DATASET:

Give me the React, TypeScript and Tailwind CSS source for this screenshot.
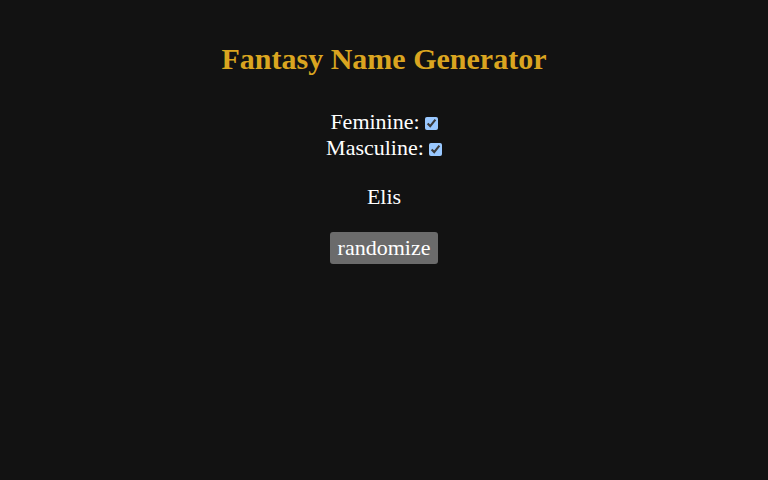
import { useState } from "react";

const names = ["Elis", "Aerin", "Thalor", "Mira", "Kael", "Sylva", "Doran", "Elowen"];

export default function App() {
  const [fem, setFem] = useState(true);
  const [masc, setMasc] = useState(true);
  const [name, setName] = useState("Elis");

  return (
    <main className="min-h-screen bg-[#121212] text-white font-['Liberation_Serif',serif] flex flex-col items-center [color-scheme:dark]">
      <h1 className="mt-[40px] text-[30px] leading-[38px] font-bold text-[#daa520]">Fantasy Name Generator</h1>
      <div className="mt-[31px] flex flex-col items-center text-[22px] leading-[26px]">
        <label className="flex items-center">
          Feminine:
          <input type="checkbox" checked={fem} onChange={() => setFem(!fem)} className="ml-[5px] mt-[2px] w-[13px] h-[13px]" />
        </label>
        <label className="flex items-center">
          Masculine:
          <input type="checkbox" checked={masc} onChange={() => setMasc(!masc)} className="ml-[5px] mt-[2px] w-[13px] h-[13px]" />
        </label>
      </div>
      <p className="mt-[23px] text-[22px] leading-[26px]">{name}</p>
      <button
        onClick={() => setName(names[Math.floor(Math.random() * names.length)])}
        className="mt-[22px] bg-[#6b6b6b] rounded-[3px] px-[8px] h-[32px] text-[22px] leading-[26px] text-white"
      >
        randomize
      </button>
    </main>
  );
}
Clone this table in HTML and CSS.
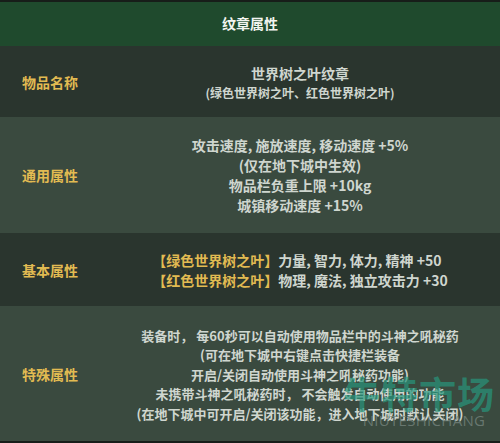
FILE: index.html
```html
<!DOCTYPE html>
<html lang="zh-CN">
<head>
<meta charset="utf-8">
<title>纹章属性</title>
<link rel="stylesheet" href="styles.css">
</head>
<body>
<div class="sheet">
  <div class="head">纹章属性</div>

  <div class="row row-dark r1">
    <div class="label">物品名称</div>
    <div class="value">
      <div class="name">世界树之叶纹章</div>
      <div class="sub">(绿色世界树之叶、红色世界树之叶)</div>
    </div>
  </div>

  <div class="row row-light r2">
    <div class="label">通用属性</div>
    <div class="value">
      <div>攻击速度, 施放速度, 移动速度 +5%</div>
      <div>(仅在地下城中生效)</div>
      <div>物品栏负重上限 +10kg</div>
      <div>城镇移动速度 +15%</div>
    </div>
  </div>

  <div class="row row-dark r3">
    <div class="label">基本属性</div>
    <div class="value">
      <div class="left">
        <div><span class="gold">【绿色世界树之叶】</span>力量, 智力, 体力, 精神 +50</div>
        <div><span class="gold">【红色世界树之叶】</span>物理, 魔法, 独立攻击力 +30</div>
      </div>
    </div>
  </div>

  <div class="row row-light r4">
    <div class="label">特殊属性</div>
    <div class="value small">
      <div>装备时， 每60秒可以自动使用物品栏中的斗神之吼秘药</div>
      <div>(可在地下城中右键点击快捷栏装备</div>
      <div>开启/关闭自动使用斗神之吼秘药功能)</div>
      <div>未携带斗神之吼秘药时， 不会触发自动使用的功能</div>
      <div>(在地下城中可开启/关闭该功能，进入地下城时默认关闭)</div>
    </div>
    <div class="mark">
      <div class="mark-cn">牛特市场</div>
      <div class="mark-en">NIUTESHICHANG</div>
    </div>
  </div>
</div>
</body>
</html>
```

FILE: styles.css
```css
* { box-sizing: border-box; }
html, body { margin: 0; padding: 0; }
body {
  background: #171d19;
  width: 500px;
  height: 443px;
  overflow: hidden;
  font-family: "Noto Sans CJK SC", "Noto Sans", sans-serif;
}
.sheet {
  padding-top: 2px;
  display: flex;
  flex-direction: column;
}
.head {
  height: 44px;
  background: #1f4a2d;
  color: #f2f4f0;
  font-weight: 700;
  font-size: 14px;
  display: flex;
  align-items: center;
  justify-content: center;
  padding-bottom: 2px;
}
.row {
  position: relative;
  display: grid;
  grid-template-columns: 100px 400px;
  align-items: center;
  overflow: hidden;
}
.row-dark { background: #2a352e; }
.row-light { background: #3a4a3f; }
.r1 { height: 71px; }
.r2 { height: 116px; }
.r3 { height: 73px; }
.r4 { height: 135px; }
.label {
  color: #e2bb52;
  font-weight: 700;
  font-size: 14px;
  text-align: center;
}
.value {
  color: #cfd6cf;
  font-weight: 700;
  font-size: 14px;
  line-height: 20px;
  text-align: center;
}
.r1 .value { padding-top: 2px; }
.sub { font-size: 12px; }
.left {
  display: inline-block;
  text-align: left;
}
.gold { color: #e2bb52; }
.small {
  font-size: 13px;
  line-height: 19.5px;
  padding-top: 2px;
}
.mark {
  position: absolute;
  left: 343px;
  top: 66px;
  display: flex;
  flex-direction: column;
  align-items: center;
  pointer-events: none;
}
.mark-cn {
  font-size: 37px;
  font-weight: 700;
  line-height: 42px;
  color: rgba(40, 150, 125, 0.7);
  letter-spacing: 1px;
  white-space: nowrap;
}
.mark-en {
  font-family: "Open Sans", sans-serif;
  font-size: 15px;
  line-height: 16px;
  color: rgba(120, 135, 128, 0.75);
  letter-spacing: 0.3px;
  margin-top: -2px;
  margin-left: 10px;
}
```
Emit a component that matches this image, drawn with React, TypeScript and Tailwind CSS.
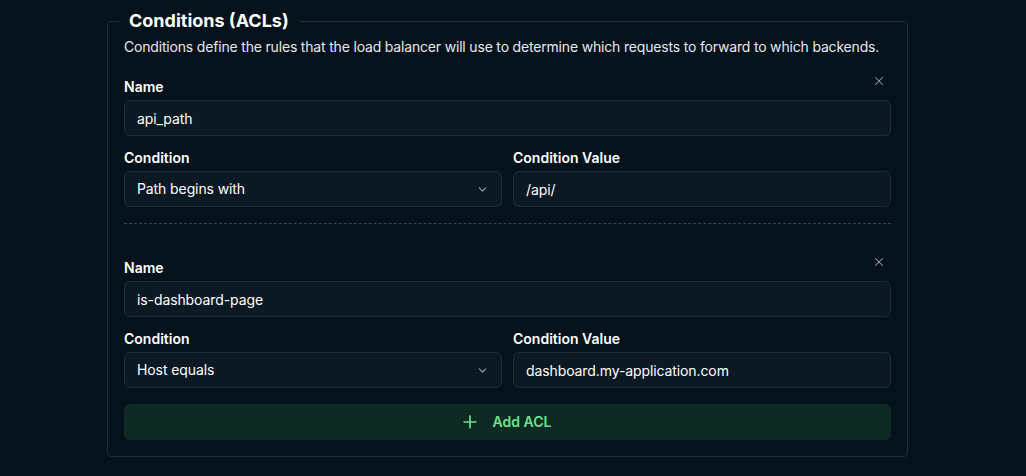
import { ChevronDown, Plus, X } from 'lucide-react'

type Acl = { name: string; condition: string; value: string }

const ACLS: Acl[] = [
  { name: 'api_path', condition: 'Path begins with', value: '/api/' },
  { name: 'is-dashboard-page', condition: 'Host equals', value: 'dashboard.my-application.com' },
]

const inputCls =
  'block w-full h-9 rounded-md border border-[#1e2d3a] bg-[#0a1924] px-3 text-sm text-white outline-none tracking-[-0.1px]'

function AclBlock({ acl }: { acl: Acl }) {
  return (
    <div className="relative">
      <button
        type="button"
        aria-label="Remove ACL"
        className="absolute right-[5px] top-[-3px] text-gray-400 hover:text-white"
      >
        <X size={14} strokeWidth={1.75} />
      </button>
      <label className="block">
        <span className="block text-sm font-semibold text-white mb-[3px] leading-5">Name</span>
        <input className={inputCls} defaultValue={acl.name} />
      </label>
      <div className="grid grid-cols-2 gap-[11px] mt-3">
        <label className="block">
          <span className="block text-sm font-semibold text-white mb-[3px] leading-5">Condition</span>
          <div className={`${inputCls} flex items-center justify-between`}>
            <span>{acl.condition}</span>
            <ChevronDown size={13} className="text-gray-400" />
          </div>
        </label>
        <label className="block">
          <span className="block text-sm font-semibold text-white mb-[3px] leading-5">Condition Value</span>
          <input className={inputCls} defaultValue={acl.value} />
        </label>
      </div>
    </div>
  )
}

export default function App() {
  return (
    <div className="min-h-[476px] bg-[#04121c] pt-[7px] font-['Inter',sans-serif]">
      <fieldset className="ml-[107px] w-[801px] min-w-0 rounded-[4px] border border-[#1e2d3a] px-4 pb-4">
        <legend className="ml-[-5px] px-2.5 text-lg font-bold text-white leading-7">Conditions (ACLs)</legend>
        <p className="mt-[2px] text-sm text-[#e5e9ee] leading-5 whitespace-nowrap tracking-[-0.18px]">
          Conditions define the rules that the load balancer will use to determine which requests to forward to which backends.
        </p>
        <div className="mt-5">
          {ACLS.map((acl, i) => (
            <div key={acl.name}>
              {i > 0 && <div className="border-t border-dashed border-[#364551] mt-4 mb-[34px]" />}
              <AclBlock acl={acl} />
            </div>
          ))}
        </div>
        <button
          type="button"
          className="mt-4 flex h-9 w-full items-center justify-center gap-[13px] rounded-md bg-[#0e2b23] pr-[4px] text-sm font-semibold text-[#6ee08a]"
        >
          <Plus size={20} strokeWidth={2} />
          Add ACL
        </button>
      </fieldset>
    </div>
  )
}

WHAT IS EXPECTED: Every record gets retyped exactly; no picture goes into the copy.

TASK OUTPUT:
Give me the React, TypeScript and Tailwind CSS source for this screenshot.
import { useState } from "react";

const names = ["Elis", "Aerin", "Thalor", "Mira", "Kael", "Sylva", "Doran", "Elowen"];

export default function App() {
  const [fem, setFem] = useState(true);
  const [masc, setMasc] = useState(true);
  const [name, setName] = useState("Elis");

  return (
    <main className="min-h-screen bg-[#121212] text-white font-['Liberation_Serif',serif] flex flex-col items-center [color-scheme:dark]">
      <h1 className="mt-[40px] text-[30px] leading-[38px] font-bold text-[#daa520]">Fantasy Name Generator</h1>
      <div className="mt-[31px] flex flex-col items-center text-[22px] leading-[26px]">
        <label className="flex items-center">
          Feminine:
          <input type="checkbox" checked={fem} onChange={() => setFem(!fem)} className="ml-[5px] mt-[2px] w-[13px] h-[13px]" />
        </label>
        <label className="flex items-center">
          Masculine:
          <input type="checkbox" checked={masc} onChange={() => setMasc(!masc)} className="ml-[5px] mt-[2px] w-[13px] h-[13px]" />
        </label>
      </div>
      <p className="mt-[23px] text-[22px] leading-[26px]">{name}</p>
      <button
        onClick={() => setName(names[Math.floor(Math.random() * names.length)])}
        className="mt-[22px] bg-[#6b6b6b] rounded-[3px] px-[8px] h-[32px] text-[22px] leading-[26px] text-white"
      >
        randomize
      </button>
    </main>
  );
}
Clone this table in HTML and CSS.
FILE: index.html
```html
<!DOCTYPE html>
<html lang="zh-CN">
<head>
<meta charset="utf-8">
<title>纹章属性</title>
<link rel="stylesheet" href="styles.css">
</head>
<body>
<div class="sheet">
  <div class="head">纹章属性</div>

  <div class="row row-dark r1">
    <div class="label">物品名称</div>
    <div class="value">
      <div class="name">世界树之叶纹章</div>
      <div class="sub">(绿色世界树之叶、红色世界树之叶)</div>
    </div>
  </div>

  <div class="row row-light r2">
    <div class="label">通用属性</div>
    <div class="value">
      <div>攻击速度, 施放速度, 移动速度 +5%</div>
      <div>(仅在地下城中生效)</div>
      <div>物品栏负重上限 +10kg</div>
      <div>城镇移动速度 +15%</div>
    </div>
  </div>

  <div class="row row-dark r3">
    <div class="label">基本属性</div>
    <div class="value">
      <div class="left">
        <div><span class="gold">【绿色世界树之叶】</span>力量, 智力, 体力, 精神 +50</div>
        <div><span class="gold">【红色世界树之叶】</span>物理, 魔法, 独立攻击力 +30</div>
      </div>
    </div>
  </div>

  <div class="row row-light r4">
    <div class="label">特殊属性</div>
    <div class="value small">
      <div>装备时， 每60秒可以自动使用物品栏中的斗神之吼秘药</div>
      <div>(可在地下城中右键点击快捷栏装备</div>
      <div>开启/关闭自动使用斗神之吼秘药功能)</div>
      <div>未携带斗神之吼秘药时， 不会触发自动使用的功能</div>
      <div>(在地下城中可开启/关闭该功能，进入地下城时默认关闭)</div>
    </div>
    <div class="mark">
      <div class="mark-cn">牛特市场</div>
      <div class="mark-en">NIUTESHICHANG</div>
    </div>
  </div>
</div>
</body>
</html>
```

FILE: styles.css
```css
* { box-sizing: border-box; }
html, body { margin: 0; padding: 0; }
body {
  background: #171d19;
  width: 500px;
  height: 443px;
  overflow: hidden;
  font-family: "Noto Sans CJK SC", "Noto Sans", sans-serif;
}
.sheet {
  padding-top: 2px;
  display: flex;
  flex-direction: column;
}
.head {
  height: 44px;
  background: #1f4a2d;
  color: #f2f4f0;
  font-weight: 700;
  font-size: 14px;
  display: flex;
  align-items: center;
  justify-content: center;
  padding-bottom: 2px;
}
.row {
  position: relative;
  display: grid;
  grid-template-columns: 100px 400px;
  align-items: center;
  overflow: hidden;
}
.row-dark { background: #2a352e; }
.row-light { background: #3a4a3f; }
.r1 { height: 71px; }
.r2 { height: 116px; }
.r3 { height: 73px; }
.r4 { height: 135px; }
.label {
  color: #e2bb52;
  font-weight: 700;
  font-size: 14px;
  text-align: center;
}
.value {
  color: #cfd6cf;
  font-weight: 700;
  font-size: 14px;
  line-height: 20px;
  text-align: center;
}
.r1 .value { padding-top: 2px; }
.sub { font-size: 12px; }
.left {
  display: inline-block;
  text-align: left;
}
.gold { color: #e2bb52; }
.small {
  font-size: 13px;
  line-height: 19.5px;
  padding-top: 2px;
}
.mark {
  position: absolute;
  left: 343px;
  top: 66px;
  display: flex;
  flex-direction: column;
  align-items: center;
  pointer-events: none;
}
.mark-cn {
  font-size: 37px;
  font-weight: 700;
  line-height: 42px;
  color: rgba(40, 150, 125, 0.7);
  letter-spacing: 1px;
  white-space: nowrap;
}
.mark-en {
  font-family: "Open Sans", sans-serif;
  font-size: 15px;
  line-height: 16px;
  color: rgba(120, 135, 128, 0.75);
  letter-spacing: 0.3px;
  margin-top: -2px;
  margin-left: 10px;
}
```
Emit a component that matches this image, drawn with React, TypeScript and Tailwind CSS.
import { ChevronDown, Plus, X } from 'lucide-react'

type Acl = { name: string; condition: string; value: string }

const ACLS: Acl[] = [
  { name: 'api_path', condition: 'Path begins with', value: '/api/' },
  { name: 'is-dashboard-page', condition: 'Host equals', value: 'dashboard.my-application.com' },
]

const inputCls =
  'block w-full h-9 rounded-md border border-[#1e2d3a] bg-[#0a1924] px-3 text-sm text-white outline-none tracking-[-0.1px]'

function AclBlock({ acl }: { acl: Acl }) {
  return (
    <div className="relative">
      <button
        type="button"
        aria-label="Remove ACL"
        className="absolute right-[5px] top-[-3px] text-gray-400 hover:text-white"
      >
        <X size={14} strokeWidth={1.75} />
      </button>
      <label className="block">
        <span className="block text-sm font-semibold text-white mb-[3px] leading-5">Name</span>
        <input className={inputCls} defaultValue={acl.name} />
      </label>
      <div className="grid grid-cols-2 gap-[11px] mt-3">
        <label className="block">
          <span className="block text-sm font-semibold text-white mb-[3px] leading-5">Condition</span>
          <div className={`${inputCls} flex items-center justify-between`}>
            <span>{acl.condition}</span>
            <ChevronDown size={13} className="text-gray-400" />
          </div>
        </label>
        <label className="block">
          <span className="block text-sm font-semibold text-white mb-[3px] leading-5">Condition Value</span>
          <input className={inputCls} defaultValue={acl.value} />
        </label>
      </div>
    </div>
  )
}

export default function App() {
  return (
    <div className="min-h-[476px] bg-[#04121c] pt-[7px] font-['Inter',sans-serif]">
      <fieldset className="ml-[107px] w-[801px] min-w-0 rounded-[4px] border border-[#1e2d3a] px-4 pb-4">
        <legend className="ml-[-5px] px-2.5 text-lg font-bold text-white leading-7">Conditions (ACLs)</legend>
        <p className="mt-[2px] text-sm text-[#e5e9ee] leading-5 whitespace-nowrap tracking-[-0.18px]">
          Conditions define the rules that the load balancer will use to determine which requests to forward to which backends.
        </p>
        <div className="mt-5">
          {ACLS.map((acl, i) => (
            <div key={acl.name}>
              {i > 0 && <div className="border-t border-dashed border-[#364551] mt-4 mb-[34px]" />}
              <AclBlock acl={acl} />
            </div>
          ))}
        </div>
        <button
          type="button"
          className="mt-4 flex h-9 w-full items-center justify-center gap-[13px] rounded-md bg-[#0e2b23] pr-[4px] text-sm font-semibold text-[#6ee08a]"
        >
          <Plus size={20} strokeWidth={2} />
          Add ACL
        </button>
      </fieldset>
    </div>
  )
}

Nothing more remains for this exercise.